A rendering of UHealth at Coral Gables shows the ambulatory center on Poice de Leon Boulevard.

A rendering of UHealth at Coral Gables shows the ambulatory center on Ponce de Leon Boulevard.

From UM News

CORAL GABLES, Fla. (February 25, 2014) — The University of Miami Health System has announced plans for a 200,000-square-foot ambulatory center on the University’s Coral Gables campus that will provide students, faculty, staff, and surrounding communities easy access to UHealth’s leading physicians.

The UHealth at Coral Gables facility will deliver premier services of the Miller School of Medicine, including specialty care by the renowned Sylvester Comprehensive Cancer Center and Bascom Palmer Eye Institute, ranked the No. 1 eye hospital in the nation for the past 10 years.

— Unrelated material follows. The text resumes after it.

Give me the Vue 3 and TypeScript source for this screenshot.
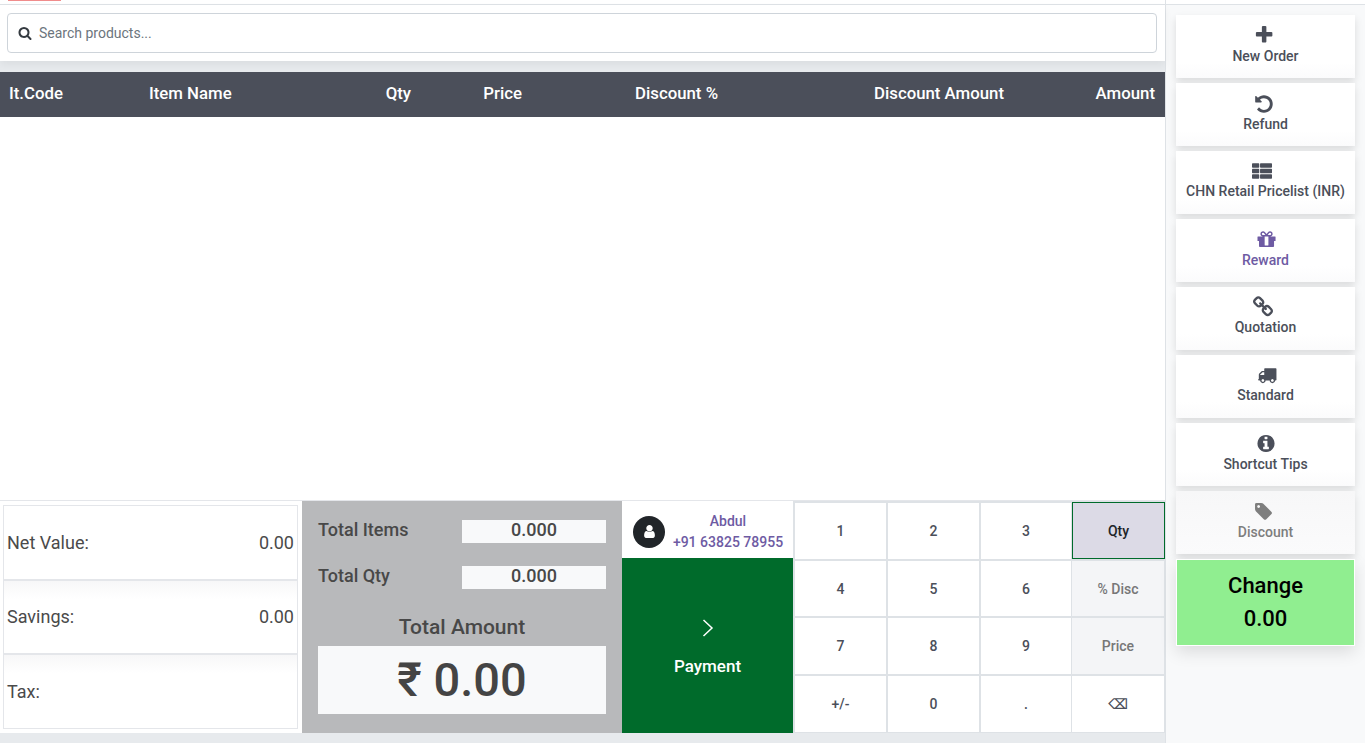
<script setup lang="ts">
interface SideAction { label: string; icon: string; box: string; tone?: string }
const columns: string[] = ['It.Code', 'Item Name', 'Qty', 'Price', 'Discount %', 'Discount Amount', 'Amount']
const actions: SideAction[] = [
  { label: 'New Order', icon: 'plus', box: '202 42 1707 1707' },
  { label: 'Refund', icon: 'undo', box: '200 -69 1750 1750' },
  { label: 'CHN Retail Pricelist (INR)', icon: 'list', box: '358 0 1792 1792', tone: 'tight' },
  { label: 'Reward', icon: 'gift', box: '0 0 1702 1702', tone: 'reward' },
  { label: 'Quotation', icon: 'link', box: '261 82 1629 1629', tone: 'tight' },
  { label: 'Standard', icon: 'truck', box: '-137 -47 1886 1886', tone: 'tight' },
  { label: 'Shortcut Tips', icon: 'info', box: '0 -45 1792 1792' },
  { label: 'Discount', icon: 'tag', box: '215 -45 1792 1792', tone: 'muted' },
]
const paths: Record<string, string> = {
  plus: 'M1600 736v192q0 40-28 68t-68 28h-416v416q0 40-28 68t-68 28h-192q-40 0-68-28t-28-68v-416h-416q-40 0-68-28t-28-68v-192q0-40 28-68t68-28h416v-416q0-40 28-68t68-28h192q40 0 68 28t28 68v416h416q40 0 68 28t28 68z',
  undo: 'M1664 896q0 156-61 298t-164 245-245 164-298 61q-172 0-327-72.5t-264-204.5q-7-10-6.5-22.5t8.5-20.5l137-138q10-9 25-9 16 2 23 12 73 95 179 147t225 52q104 0 198.5-40.5t163.5-109.5 109.5-163.5 40.5-198.5-40.5-198.5-109.5-163.5-163.5-109.5-198.5-40.5q-98 0-188 35.5t-160 101.5l137 138q31 30 14 69-17 40-59 40h-448q-26 0-45-19t-19-45v-448q0-42 40-59 39-17 69 14l130 129q107-101 244.5-156.5t284.5-55.5q156 0 298 61t245 164 164 245 61 298z',
  gift: 'M1056 1356v-716h-320v716q0 25 18 38.5t46 13.5h192q28 0 46-13.5t18-38.5zm-456-844h195l-126-161q-26-31-69-31-40 0-68 28t-28 68 28 68 68 28zm688-96q0-40-28-68t-68-28q-43 0-69 31l-125 161h194q40 0 68-28t28-68zm376 256v320q0 14-9 23t-23 9h-96v416q0 40-28 68t-68 28h-1088q-40 0-68-28t-28-68v-416h-96q-14 0-23-9t-9-23v-320q0-14 9-23t23-9h440q-93 0-158.500-65.500t-65.500-158.500 65.500-158.500 158.500-65.500q107 0 168 77l128 165 128-165q61-77 168-77 93 0 158.500 65.500t65.500 158.500-65.500 158.500-158.500 65.500h440q14 0 23 9t9 23z',
  link: 'M1456 1216q0-40-28-68l-208-208q-28-28-68-28-42 0-72 32 3 3 19 18.500t21.500 21.500 15 19 13 25.500 3.500 27.500q0 40-28 68t-68 28q-15 0-27.500-3.500t-25.500-13-19-15-21.500-21.500-18.500-19q-33 31-33 73 0 40 28 68l206 207q27 27 68 27 40 0 68-26l147-146q28-28 28-67zm-703-705q0-40-28-68l-206-207q-28-28-68-28-39 0-68 27l-147 146q-28 28-28 67 0 40 28 68l208 208q27 27 68 27 42 0 72-31-3-3-19-18.500t-21.500-21.500-15-19-13-25.500-3.500-27.500q0-40 28-68t68-28q15 0 27.500 3.500t25.500 13 19 15 21.500 21.500 18.500 19q33-31 33-73zm895 705q0 120-85 203l-147 146q-83 83-203 83-121 0-204-85l-206-207q-83-83-83-203 0-123 88-209l-88-88q-86 88-208 88-120 0-204-84l-208-208q-84-84-84-204t85-203l147-146q83-83 203-83 121 0 204 85l206 207q83 83 83 203 0 123-88 209l88 88q86-88 208-88 120 0 204 84l208 208q84 84 84 204z',
  truck: 'M640 1408q0-52-38-90t-90-38-90 38-38 90 38 90 90 38 90-38 38-90zm-384-512h384v-256h-158q-13 0-22 9l-195 195q-9 9-9 22v30zm1280 512q0-52-38-90t-90-38-90 38-38 90 38 90 90 38 90-38 38-90zm256-1088v1024q0 15-4 26.500t-13.500 18.500-16.500 11.500-23.500 6-22.500 2-25.500 0-22.500-.5q0 106-75 181t-181 75-181-75-75-181h-384q0 106-75 181t-181 75-181-75-75-181h-64q-3 0-22.500.5t-25.500 0-22.500-2-23.500-6-16.500-11.500-13.500-18.500-4-26.500q0-26 19-45t45-19v-320q0-8-.5-35t0-38 2.500-34.500 6.500-37 14-30.500 22.500-30l198-198q19-19 50.500-32t58.500-13h160v-192q0-26 19-45t45-19h1024q26 0 45 19t19 45z',
  info: 'M1152 1376v-160q0-14-9-23t-23-9h-96v-512q0-14-9-23t-23-9h-320q-14 0-23 9t-9 23v160q0 14 9 23t23 9h96v320h-96q-14 0-23 9t-9 23v160q0 14 9 23t23 9h448q14 0 23-9t9-23zm-128-896v-160q0-14-9-23t-23-9h-192q-14 0-23 9t-9 23v160q0 14 9 23t23 9h192q14 0 23-9t9-23zm640 416q0 209-103 385.500t-279.500 279.500-385.500 103-385.500-103-279.500-279.500-103-385.500 103-385.500 279.500-279.500 385.500-103 385.500 103 279.500 279.500 103 385.500z',
  tag: 'M576 448q0-53-37.500-90.500t-90.500-37.500-90.500 37.500-37.500 90.500 37.500 90.500 90.500 37.500 90.500-37.500 37.500-90.500zm1067 576q0 53-37 90l-491 492q-39 37-91 37-53 0-90-37l-715-716q-38-37-64.500-101t-26.500-117v-416q0-52 38-90t90-38h416q53 0 117 26.500t102 64.500l715 714q37 39 37 91z',
}
const keys: { label: string; tone?: string }[] = [
  { label: '1' }, { label: '2' }, { label: '3' }, { label: 'Qty', tone: 'active' },
  { label: '4' }, { label: '5' }, { label: '6' }, { label: '% Disc', tone: 'off' },
  { label: '7' }, { label: '8' }, { label: '9' }, { label: 'Price', tone: 'off' },
  { label: '+/-' }, { label: '0' }, { label: '.' }, { label: '⌫' },
]
</script>

<template>
  <div class="page">
    <main class="left">
      <div class="topbar"><span class="redmark"></span></div>
      <section class="search-wrap">
        <label class="search">
          <svg class="search-icon" viewBox="0 0 1792 1792"><path fill="currentColor" d="M1216 832q0-185-131.5-316.5t-316.5-131.5-316.5 131.5-131.5 316.5 131.5 316.5 316.5 131.5 316.5-131.5 131.5-316.5zm512 832q0 52-38 90t-90 38q-54 0-90-38l-343-342q-179 124-399 124-143 0-273.5-55.5t-225-150-150-225-55.5-273.5 55.5-273.5 150-225 225-150 273.5-55.5 273.5 55.5 225 150 150 225 55.5 273.5q0 220-124 399l343 343q37 37 37 90z"/></svg>
          <span class="placeholder">Search products...</span>
        </label>
      </section>
      <div class="gap-band"></div>
      <div class="thead">
        <span v-for="c in columns" :key="c" class="th">{{ c }}</span>
      </div>
      <div class="tbody"></div>
      <section class="bottom">
        <div class="summary-wrap">
          <div class="summary">
            <div class="sum-row"><span>Net Value:</span><span>0.00</span></div>
            <div class="sum-row"><span>Savings:</span><span>0.00</span></div>
            <div class="sum-row"><span>Tax:</span></div>
          </div>
        </div>
        <div class="totals">
          <div class="tot-row"><span>Total Items</span><b class="tot-val">0.000</b></div>
          <div class="tot-row second"><span>Total Qty</span><b class="tot-val">0.000</b></div>
          <div class="amount-title">Total Amount</div>
          <div class="amount">₹ 0.00</div>
        </div>
        <div class="pay-col">
          <div class="customer">
            <span class="avatar">
              <svg viewBox="0 0 1792 1792" width="15" height="15"><path fill="#fff" d="M1536 1399q0 109-62.500 187t-150.500 78h-854q-88 0-150.500-78t-62.500-187q0-85 8.500-160.500t31.500-152 58.500-131 94-89 134.500-34.500q131 128 313 128t313-128q76 0 134.500 34.500t94 89 58.500 131 31.500 152 8.500 160.500zm-256-887q0 159-112.500 271.500t-271.500 112.500-271.500-112.500-112.500-271.500 112.500-271.500 271.500-112.500 271.500 112.500 112.500 271.500z"/></svg>
            </span>
            <span class="cust-text"><span>Abdul</span><span>+91 63825 78955</span></span>
          </div>
          <div class="payment">
            <svg viewBox="0 0 16 20" width="16" height="20"><path d="M3.500 2l8.500 8-8.500 8" fill="none" stroke="#fff" stroke-width="1.500"/></svg>
            <span>Payment</span>
          </div>
        </div>
        <div class="numpad">
          <div v-for="k in keys" :key="k.label" class="key" :class="[k.tone, { back: k.label === '⌫' }]">{{ k.label }}</div>
        </div>
      </section>
      <div class="foot-band"></div>
    </main>
    <aside class="side">
      <div v-for="a in actions" :key="a.label" class="action" :class="a.tone">
        <svg class="ico" :viewBox="a.box" width="20" height="20">
          <g v-if="a.icon === 'list'" fill="currentColor">
            <rect x="0" y="206" width="650" height="400" rx="60"/><rect x="720" y="206" width="1072" height="400" rx="60"/>
            <rect x="0" y="696" width="650" height="400" rx="60"/><rect x="720" y="696" width="1072" height="400" rx="60"/>
            <rect x="0" y="1186" width="650" height="400" rx="60"/><rect x="720" y="1186" width="1072" height="400" rx="60"/>
          </g>
          <path v-else fill="currentColor" :d="paths[a.icon]"/>
        </svg>
        <span>{{ a.label }}</span>
      </div>
      <div class="change"><span>Change</span><span>0.00</span></div>
    </aside>
  </div>
</template>

<style>
html, body { margin: 0; background: #fff; overflow: hidden; }
</style>

<style scoped>
.page {
  display: flex;
  width: 1365px;
  height: 743px;
  overflow: hidden;
  font-family: Roboto, "Noto Sans", sans-serif;
  color: #4b4f5a;
}
.left { width: 1165px; display: flex; flex-direction: column; flex: none; }
.topbar { height: 4px; background: #fff; border-bottom: 1px solid #dee2e6; }
.redmark { display: block; width: 53px; height: 1px; margin-left: 8px; background: #f08c8c; }
.search-wrap {
  height: 56px;
  box-sizing: border-box;
  padding: 8px 8px 0 7px;
  background: #fff;
  box-shadow: 0 4px 8px rgba(0, 0, 0, .05);
  position: relative;
}
.search {
  display: flex;
  align-items: center;
  height: 40px;
  box-sizing: border-box;
  border: 1px solid #ced4da;
  border-radius: 4px;
  padding-left: 10px;
  background: #fff;
}
.search-icon { width: 14px; height: 14px; color: #343a40; }
.placeholder { margin-left: 7px; font-size: 14px; color: #6c757d; }
.gap-band { height: 11px; background: #e7eaed; }
.thead {
  display: grid;
  grid-template-columns: 140px 181px 100px 111px 196px 286px 151px;
  height: 45px;
  box-sizing: border-box;
  padding-bottom: 4px;
  align-items: center;
  background: #4b4f5a;
  color: #fff;
  font-size: 16.8px;
  font-weight: 500;
}
.th { padding: 0 10px; text-align: right; white-space: nowrap; }
.th:nth-child(1) { padding-left: 9px; text-align: left; }
.th:nth-child(2) { padding-left: 9px; text-align: left; }
.tbody { height: 383px; background: #fff; }
.bottom {
  display: flex;
  height: 233px;
  border-top: 1px solid #e4e6ea;
  box-sizing: border-box;
}
.summary-wrap { width: 302px; box-sizing: border-box; padding: 4px 4px 4px 3px; flex: none; }
.summary {
  height: 224px;
  box-sizing: border-box;
  border: 1px solid #e4e6ea;
  display: grid;
  grid-template-rows: 73px 74px 75px;
}
.sum-row {
  display: flex;
  align-items: center;
  justify-content: space-between;
  padding: 0 3px 1px;
  font-size: 18px;
  color: #4a4a4a;
  border-top: 2px solid #e4e6ea;
  background: linear-gradient(#f7f7f8, #fff 18px);
}
.sum-row:first-child { border-top: 0; background: #fff; padding-bottom: 0; }
.totals {
  width: 320px;
  flex: none;
  box-sizing: border-box;
  padding: 19px 16px 0;
  background: #b8b9bb;
  color: #484848;
}
.tot-row {
  display: flex;
  align-items: flex-start;
  justify-content: space-between;
  height: 23px;
  font-size: 18px;
  line-height: 19px;
  font-weight: 500;
}
.tot-row.second { margin-top: 23px; }
.tot-val {
  width: 144px;
  height: 23px;
  line-height: 19px;
  text-align: center;
  background: #f8f9fa;
  font-weight: 500;
}
.amount-title { margin-top: 23px; text-align: center; font-size: 21px; font-weight: 500; line-height: 30px; }
.amount {
  height: 68px;
  margin-top: 4px;
  line-height: 68px;
  text-align: center;
  background: #f8f9fa;
  font-size: 47px;
  font-weight: 500;
  color: #444;
}
.pay-col { width: 171px; flex: none; display: flex; flex-direction: column; }
.customer {
  height: 57px;
  display: flex;
  align-items: center;
  box-sizing: border-box;
  padding: 4px 0 0 11px;
  background: #fff;
}
.avatar {
  width: 32px;
  height: 32px;
  border-radius: 50%;
  background: #212529;
  display: flex;
  align-items: center;
  justify-content: center;
  flex: none;
}
.cust-text {
  flex: 1;
  display: flex;
  flex-direction: column;
  align-items: center;
  font-size: 14px;
  font-weight: 500;
  line-height: 21px;
  color: #6e5ba3;
  padding: 0 5px 0 3px;
}
.payment {
  flex: 1;
  display: flex;
  flex-direction: column;
  align-items: center;
  justify-content: center;
  gap: 18px;
  padding-top: 2px;
  background: #006b2b;
  color: #fff;
  font-size: 17px;
  font-weight: 500;
}
.numpad {
  width: 372px;
  flex: none;
  display: grid;
  grid-template-columns: 93px 93px 92px 94px;
  grid-template-rows: 58px 57px 58px 58px;
  background: #dee2e6;
  box-sizing: border-box;
  height: 232px;
}
.key {
  display: flex;
  align-items: center;
  justify-content: center;
  margin: 2px 0 0 2px;
  background: #fff;
  font-size: 14px;
  font-weight: 500;
  color: #4b4f5a;
}
.key:nth-child(4n) { margin-left: 1px; margin-right: 1px; }
.key.active {
  background: #dcdae6;
  border: 1px solid #006b2b;
  color: #212529;
  margin: 1px 0 0 1px;
}
.key.off { background: #f4f5f7; color: #777; }
.key.back { font-family: "DejaVu Sans", sans-serif; font-size: 14px; font-weight: 700; }
.foot-band { height: 10px; background: #e7eaed; }
.side {
  flex: none;
  width: 200px;
  box-sizing: border-box;
  padding: 15px 10px 0 10px;
  border-left: 1px solid #dee2e6;
  background: #f8f9fa;
  display: flex;
  flex-direction: column;
  gap: 5px;
  box-shadow: inset 0 4px 0 #fff, inset 0 5px 0 #dee2e6;
}
.action {
  height: 63px;
  box-sizing: border-box;
  padding-top: 10px;
  display: flex;
  flex-direction: column;
  align-items: center;
  background: linear-gradient(#fff 75%, #fbfbfc);
  font-size: 14px;
  font-weight: 500;
  line-height: 18px;
  color: #4b4f5a;
  box-shadow: 0 4px 8px rgba(0, 0, 0, .12);
}
.ico { flex: none; margin-bottom: 2px; overflow: visible; }
.action.tight .ico { margin-bottom: 1px; }
.action.reward { color: #6e5ba3; }
.action.muted { color: #7e7e7e; background: linear-gradient(#f7f7f8, #fbfbfc); }
.change {
  height: 87px;
  box-sizing: border-box;
  border: 1px solid #fff;
  background: #90ee90;
  display: flex;
  flex-direction: column;
  align-items: center;
  justify-content: center;
  gap: 8px;
  padding-bottom: 1px;
  font-size: 22px;
  font-weight: 500;
  color: #000;
  box-shadow: 0 6px 16px rgba(0, 0, 0, .12);
}
</style>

The facility also will include urgent care, outpatient surgery, men’s and women’s health, physical therapy, diagnostic imaging, radiation oncology, and other UHealth subspecialties.

“At UHealth we have been expanding our outreach steadily every year,” said Pascal J. Goldschmidt, senior vice president for Medical Affairs, dean of the Miller School of Medicine, and CEO of UHealth. “The goal is to bring the expertise of our outstanding Miller School physicians and researchers to more patients. Opening this facility gives our students, faculty, staff, and our neighbors in Coral Gables and surrounding areas easy access to UHealth’s exceptional care.”

The LEED-certified outpatient facility, designed by architecture firm Perkins+Will, will be located at 5550 Ponce de Leon Boulevard, a short walk from the University Metrorail station. An air-conditioned bridge will connect the center to an adjacent 1,000-space parking garage.

Groundbreaking will take place this summer, and the center is scheduled to be completed in the summer of 2016.

“This is good news for people in southern Miami-Dade County,” said Joe Natoli, UM’s senior vice president for Business and Finance and interim chief operating officer of the Miller School of Medicine and UHealth. “Statistics show that patients who are treated by physicians at the Sylvester Comprehensive Cancer Center have better outcomes than at other facilities. Bascom Palmer physicians are widely recognized as the nation’s best. Accessing physicians who are on the cutting edge of clinical research is about to get much easier.”

Future plans include moving the UM Student Health Center from the academic core of the campus to the new UHealth Coral Gables facility. This will give students convenient access to all UM medical specialties.

As South Florida’s only university medical system, UHealth is a vital component of the community. The University of Miami Health System delivers leading-edge patient care by the region’s best doctors, powered by the groundbreaking research and medical education of the University of Miami Leonard M. Miller School of Medicine. UHealth’s comprehensive network includes three hospitals and more than 30 outpatient facilities in Miami-Dade, Broward, Palm Beach, and Collier counties, with more than 1,500 physicians and scientists.